## Start The records

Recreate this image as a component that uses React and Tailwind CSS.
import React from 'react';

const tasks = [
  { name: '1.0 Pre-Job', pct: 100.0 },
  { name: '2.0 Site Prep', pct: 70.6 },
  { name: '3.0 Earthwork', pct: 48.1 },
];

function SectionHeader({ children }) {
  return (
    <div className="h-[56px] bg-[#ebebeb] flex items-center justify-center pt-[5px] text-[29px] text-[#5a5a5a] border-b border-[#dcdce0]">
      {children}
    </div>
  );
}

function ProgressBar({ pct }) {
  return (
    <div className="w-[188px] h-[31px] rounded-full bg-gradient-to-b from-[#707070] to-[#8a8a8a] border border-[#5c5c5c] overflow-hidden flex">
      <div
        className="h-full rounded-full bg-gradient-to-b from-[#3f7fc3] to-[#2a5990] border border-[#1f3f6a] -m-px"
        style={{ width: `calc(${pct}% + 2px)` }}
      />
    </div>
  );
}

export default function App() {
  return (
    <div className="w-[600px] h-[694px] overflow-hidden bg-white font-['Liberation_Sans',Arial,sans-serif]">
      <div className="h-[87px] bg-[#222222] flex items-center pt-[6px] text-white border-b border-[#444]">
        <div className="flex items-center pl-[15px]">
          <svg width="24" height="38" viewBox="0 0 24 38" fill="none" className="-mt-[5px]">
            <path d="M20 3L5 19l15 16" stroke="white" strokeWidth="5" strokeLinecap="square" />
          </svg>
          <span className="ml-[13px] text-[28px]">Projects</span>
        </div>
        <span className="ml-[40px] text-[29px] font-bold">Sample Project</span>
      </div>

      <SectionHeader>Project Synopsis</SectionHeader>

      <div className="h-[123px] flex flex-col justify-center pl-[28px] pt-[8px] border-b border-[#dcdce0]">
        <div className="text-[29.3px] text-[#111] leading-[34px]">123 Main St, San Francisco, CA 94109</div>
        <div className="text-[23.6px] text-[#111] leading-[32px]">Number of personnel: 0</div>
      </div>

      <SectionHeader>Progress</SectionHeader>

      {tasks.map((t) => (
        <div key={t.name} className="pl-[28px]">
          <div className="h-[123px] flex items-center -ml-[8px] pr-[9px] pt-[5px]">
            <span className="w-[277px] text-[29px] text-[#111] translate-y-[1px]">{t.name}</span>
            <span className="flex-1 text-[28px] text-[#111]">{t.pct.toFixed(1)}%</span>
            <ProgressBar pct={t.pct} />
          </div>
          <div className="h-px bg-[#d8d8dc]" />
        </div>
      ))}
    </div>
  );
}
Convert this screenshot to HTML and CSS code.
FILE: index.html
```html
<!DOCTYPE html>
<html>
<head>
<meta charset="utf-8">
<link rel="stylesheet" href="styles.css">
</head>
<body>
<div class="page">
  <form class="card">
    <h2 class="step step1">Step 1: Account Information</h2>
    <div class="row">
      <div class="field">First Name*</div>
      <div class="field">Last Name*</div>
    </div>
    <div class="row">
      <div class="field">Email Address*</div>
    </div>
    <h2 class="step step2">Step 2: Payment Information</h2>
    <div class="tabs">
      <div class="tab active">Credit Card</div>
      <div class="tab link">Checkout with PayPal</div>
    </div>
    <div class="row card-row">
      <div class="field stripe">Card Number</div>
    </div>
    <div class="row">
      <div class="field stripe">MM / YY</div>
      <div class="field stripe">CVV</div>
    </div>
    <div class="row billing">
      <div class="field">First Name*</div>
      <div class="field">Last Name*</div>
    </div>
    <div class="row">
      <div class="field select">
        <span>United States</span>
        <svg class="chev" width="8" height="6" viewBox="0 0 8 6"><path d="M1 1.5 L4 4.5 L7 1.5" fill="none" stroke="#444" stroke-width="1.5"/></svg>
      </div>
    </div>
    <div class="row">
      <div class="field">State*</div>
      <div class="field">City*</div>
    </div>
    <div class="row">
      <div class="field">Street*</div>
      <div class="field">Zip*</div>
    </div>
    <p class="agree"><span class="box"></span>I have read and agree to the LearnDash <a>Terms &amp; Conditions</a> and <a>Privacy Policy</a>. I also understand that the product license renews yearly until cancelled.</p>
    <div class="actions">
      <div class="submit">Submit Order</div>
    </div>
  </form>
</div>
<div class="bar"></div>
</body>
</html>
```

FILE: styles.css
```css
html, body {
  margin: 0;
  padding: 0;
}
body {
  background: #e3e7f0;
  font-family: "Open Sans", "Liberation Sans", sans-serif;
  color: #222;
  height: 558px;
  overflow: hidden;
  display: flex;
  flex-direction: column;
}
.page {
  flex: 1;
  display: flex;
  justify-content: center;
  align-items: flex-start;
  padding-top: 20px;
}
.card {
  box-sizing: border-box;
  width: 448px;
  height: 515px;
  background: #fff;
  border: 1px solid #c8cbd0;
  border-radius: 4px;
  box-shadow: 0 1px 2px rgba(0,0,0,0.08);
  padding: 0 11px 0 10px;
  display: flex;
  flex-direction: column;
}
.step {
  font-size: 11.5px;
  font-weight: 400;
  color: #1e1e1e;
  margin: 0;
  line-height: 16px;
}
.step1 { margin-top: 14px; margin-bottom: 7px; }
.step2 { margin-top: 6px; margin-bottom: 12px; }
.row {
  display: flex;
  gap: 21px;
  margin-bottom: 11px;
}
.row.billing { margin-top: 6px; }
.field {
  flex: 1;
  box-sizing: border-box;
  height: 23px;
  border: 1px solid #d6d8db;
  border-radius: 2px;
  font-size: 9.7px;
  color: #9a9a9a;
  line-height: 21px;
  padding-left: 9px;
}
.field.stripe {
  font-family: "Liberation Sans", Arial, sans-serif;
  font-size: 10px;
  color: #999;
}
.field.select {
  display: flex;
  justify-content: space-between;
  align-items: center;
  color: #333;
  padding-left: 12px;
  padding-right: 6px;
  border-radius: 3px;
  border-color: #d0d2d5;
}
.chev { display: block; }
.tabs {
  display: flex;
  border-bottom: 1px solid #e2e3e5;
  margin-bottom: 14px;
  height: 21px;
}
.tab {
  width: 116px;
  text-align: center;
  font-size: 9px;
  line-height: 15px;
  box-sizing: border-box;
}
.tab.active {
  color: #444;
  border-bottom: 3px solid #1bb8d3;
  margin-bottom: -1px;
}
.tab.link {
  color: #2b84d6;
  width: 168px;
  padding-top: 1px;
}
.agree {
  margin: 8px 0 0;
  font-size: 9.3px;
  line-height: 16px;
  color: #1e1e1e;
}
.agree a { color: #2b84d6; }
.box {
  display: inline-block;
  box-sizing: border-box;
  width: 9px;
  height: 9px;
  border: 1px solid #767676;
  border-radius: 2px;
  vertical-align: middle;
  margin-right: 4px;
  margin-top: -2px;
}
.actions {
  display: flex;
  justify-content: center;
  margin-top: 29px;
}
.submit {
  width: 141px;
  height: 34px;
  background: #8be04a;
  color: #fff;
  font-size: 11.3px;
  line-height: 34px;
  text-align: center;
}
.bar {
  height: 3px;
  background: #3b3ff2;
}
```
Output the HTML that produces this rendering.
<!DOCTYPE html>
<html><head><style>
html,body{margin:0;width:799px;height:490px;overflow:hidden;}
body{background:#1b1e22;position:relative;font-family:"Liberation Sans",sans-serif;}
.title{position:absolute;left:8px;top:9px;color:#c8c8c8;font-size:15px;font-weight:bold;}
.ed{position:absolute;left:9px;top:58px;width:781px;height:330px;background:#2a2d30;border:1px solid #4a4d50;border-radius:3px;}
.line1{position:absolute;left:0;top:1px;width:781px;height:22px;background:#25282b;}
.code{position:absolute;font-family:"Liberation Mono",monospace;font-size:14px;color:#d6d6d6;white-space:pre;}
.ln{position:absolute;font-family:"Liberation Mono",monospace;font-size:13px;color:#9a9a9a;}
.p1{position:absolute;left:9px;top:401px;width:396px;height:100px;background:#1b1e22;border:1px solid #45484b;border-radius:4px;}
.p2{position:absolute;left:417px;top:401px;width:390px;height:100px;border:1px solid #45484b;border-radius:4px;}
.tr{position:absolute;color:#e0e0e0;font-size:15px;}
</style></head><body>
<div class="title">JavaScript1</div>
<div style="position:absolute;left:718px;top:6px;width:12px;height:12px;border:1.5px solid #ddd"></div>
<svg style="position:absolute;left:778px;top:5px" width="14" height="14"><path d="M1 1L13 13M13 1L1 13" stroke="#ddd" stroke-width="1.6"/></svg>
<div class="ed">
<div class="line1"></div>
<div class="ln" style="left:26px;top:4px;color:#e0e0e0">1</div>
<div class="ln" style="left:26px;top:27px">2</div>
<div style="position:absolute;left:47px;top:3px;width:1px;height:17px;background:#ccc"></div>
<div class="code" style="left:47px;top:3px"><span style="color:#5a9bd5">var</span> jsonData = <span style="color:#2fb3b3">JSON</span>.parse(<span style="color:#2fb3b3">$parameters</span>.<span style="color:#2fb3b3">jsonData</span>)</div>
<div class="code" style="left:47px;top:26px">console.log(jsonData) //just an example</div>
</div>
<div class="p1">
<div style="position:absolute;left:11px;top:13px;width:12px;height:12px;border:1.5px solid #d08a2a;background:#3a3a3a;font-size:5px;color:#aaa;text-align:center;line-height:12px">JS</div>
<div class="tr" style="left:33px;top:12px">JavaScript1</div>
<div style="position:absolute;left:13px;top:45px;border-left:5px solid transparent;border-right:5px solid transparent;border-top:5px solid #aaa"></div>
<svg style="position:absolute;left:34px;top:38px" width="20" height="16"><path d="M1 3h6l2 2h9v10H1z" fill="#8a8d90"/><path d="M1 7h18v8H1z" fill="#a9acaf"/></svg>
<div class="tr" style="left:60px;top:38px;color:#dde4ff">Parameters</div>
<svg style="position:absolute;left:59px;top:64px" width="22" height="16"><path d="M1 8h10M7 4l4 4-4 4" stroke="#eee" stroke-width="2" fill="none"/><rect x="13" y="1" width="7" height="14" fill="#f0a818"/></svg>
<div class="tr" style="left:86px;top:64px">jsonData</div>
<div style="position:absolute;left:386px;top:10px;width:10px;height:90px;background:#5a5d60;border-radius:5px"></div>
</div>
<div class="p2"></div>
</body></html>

## End The records

Exercise details:
Locate the word "React" in the records and collect each line it appears in.

Answer below:
Recreate this image as a component that uses React and Tailwind CSS.
import React from 'react';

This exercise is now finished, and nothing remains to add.